Briefly contrast these three approaches, highlighting types of applications that are well suited to certain approaches and why they may or not be suitable to the others methods. Ensure your answer is articulate and includes examples. Figures are welcome but not a requirement. [6 marks]
(b) Briefly explain what is meant by a "reconfigurable computing platform" and how FPGA-based reconfigurable computing differs from microprocessor-based reconfigurable computing. [4 marks]

## Question 1.2 [10 marks]

Cloud Computing has shown a significant amount of popularity in recent years. Carefully define what is meant by cloud computing. Write down you well considered view of how you think the next 5 years will treat cloud computing. Ensure you clarify the advantages and disadvantages of cloud computing. (Your answer needs to be logically structured and well written to get better marks). [10 marks]

## Question 1.3 [10 marks]

(a) The increase in GFLOPS for computer systems has shown exponential growth from the humble beginnings of computing. For example, before the 1950s even 1MFLOP was unobtainable. Around what decade (1950s, 1960, 1970, 1980 or 1990) was an excess of 0.5GLOPS (i.e., 500MFLOPS) achieved for a processor? [1 mark]
(b) Reproduce the table below in your answer book, and use it to indicate what the types of processing listed below are usually done on a front-end processor or on a back-end processor (place a cross in the relevant column to show this). To save time, you can substitute the letter in brackets for the name of the processing routine (e.g., 'D' for 'database processing (D)').

| Processing type | Back-end | Front-end |
| :--- | :--- | :--- |
| Clutter mitigation (M) |  |  |
| Pulse compression (P) |  |  |
| Sampling ADCs (S) |  |  |
| Convolvers or FIR filtering (C) |  |  |
| Database processing (D) |  |  |

(c) Describe one way you can quantify the complexity of a high performance embedded computer (HPEC) system, and one way you can measure the performance of a HPEC system. Mention units of quantification (for example, the power of a system can be measured by how quickly the system converts energy into work; the unit for power is the WATT). [4 marks].
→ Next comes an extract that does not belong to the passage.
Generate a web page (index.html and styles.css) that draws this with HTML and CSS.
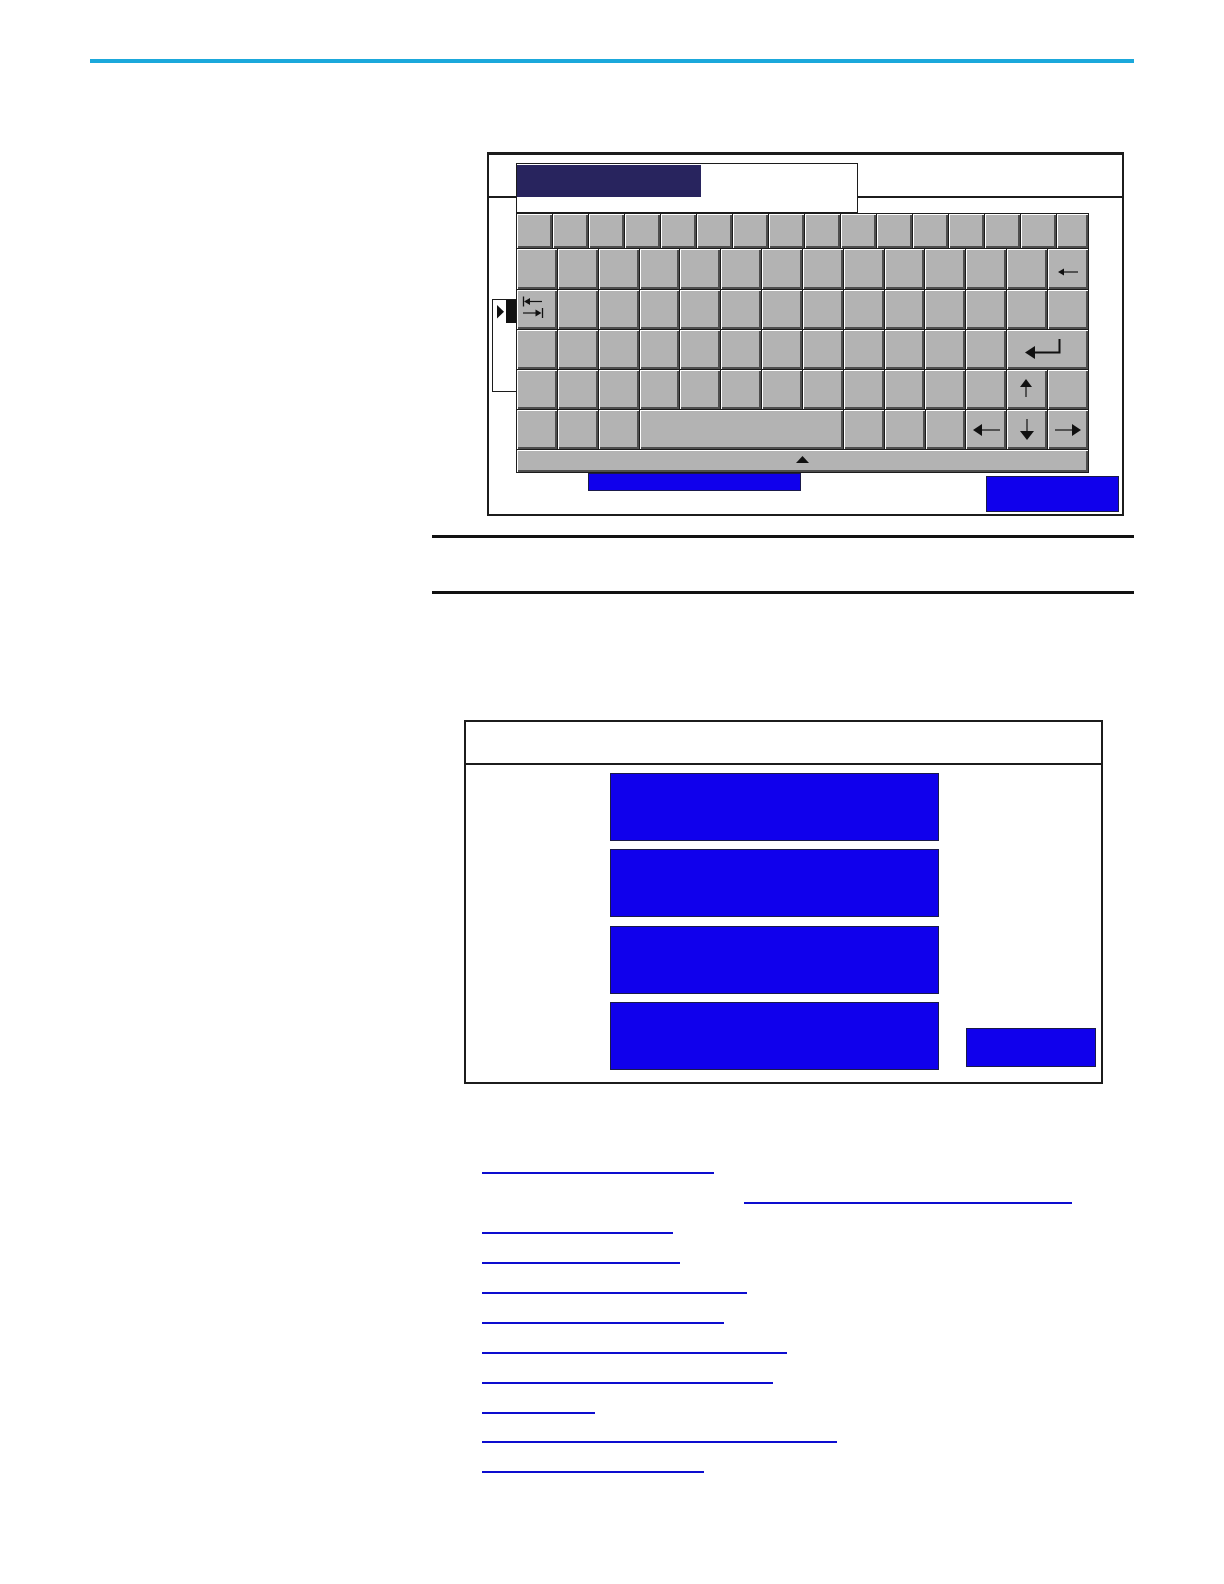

## Question 1.4 [10 marks]

(a) What is the difference between temporal computation and spatial computation? [3 marks]
(b) RC platforms are typically built around the use of FPGAs. These systems often include a CPLD in addition to the FPGA. What are the main differences between a FPGA and a CPLD? Give a reason why a CPLD may likely still be incorporated into a reconfigurable computing platform despite the platform having a much larger (in terms of Les) and more powerful FPGA on the platform to do the bulk of the processing. [4 marks]
(c) A particular platform can be supported by multiple ABIs. For example, the IBM Cell processor is supported by both the commercial IBM SPE ABI and the open-source Linux Cell ABI; yet the two ABIs are not identical. What is an ABI, and why might different operating systems that can run on the same platform have different ABIs? [3 marks]

## Section 2: Multiple Choice [24 marks]

NOTE: Choose only one option (i.e. either $\mathrm{a}, \mathrm{b}, \mathrm{c}, \mathrm{d}$ or e) for each question in this section.
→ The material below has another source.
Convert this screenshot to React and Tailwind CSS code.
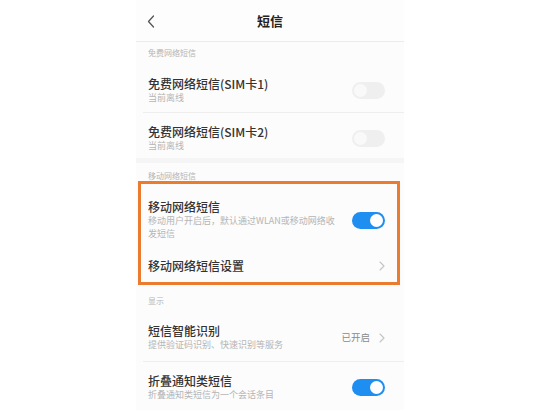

Q2.1 The quantization-noise related signal to noise ratio of a mid-range ADC was measured to be 58 bB . What can you say about the effective number of bits (i.e., ENOB) for this ADC? (Select the most accurate answer.)
(a) $\mathrm{ENOB}=7$
(b) $\mathrm{ENOB}<7$
(c) $\mathrm{ENOB}=8$
(d) $\mathrm{ENOB}=9$
(e) $\mathrm{ENOB}>=10$
[4 Marks]
Q2.2 What is another term for synchronous communications?
(a) Non-blocking communications.
(b) Blocking communications.
(c) Handshaking communications.
(d) Serialized transfers.
(e) Untimed communications.

Q2.3 Consider that the following variables are defined:
$\mathrm{f}=$ fraction of computation that can be parallelized $\quad \mathrm{n}=$ number of processors for parallel case
Then, according to Amdahl's law, the maximum speed-up achievable for the parallel case over a sequential case is (chose one option below):
(a) Speedup $=(1-\mathrm{f}) /((1-\mathrm{n} \cdot \mathrm{f}))$
(b) Speedup $=(1-\mathrm{f}) /(\mathrm{f} / \mathrm{n}-1)$
(c) Speedup $=1 /((1-f)+\mathrm{f} / \mathrm{n})$
(d) Speedup $=\mathrm{f} /(\mathrm{f}-1)(\mathrm{n}+1)$
(e) Speedup $=(\mathrm{n}+1) /(1-\mathrm{f})$

Q2.4 What does the Von Neumann bottleneck refer to?
(a) Delay cause by jumping backwards in a loop, thus flushing the pipeline.
(b) Delay in transfer of data between the CPU and main memory
(c) Delay in swapping data between registers due to I/O access having to go through the accumulator.
(d) Delay in waiting for ALU to complete lengthy commands such as MULtiply.
(e) The tapering-off of Moore's law, in which the number of transistors in an integrated circuit is no longer doubling every two years.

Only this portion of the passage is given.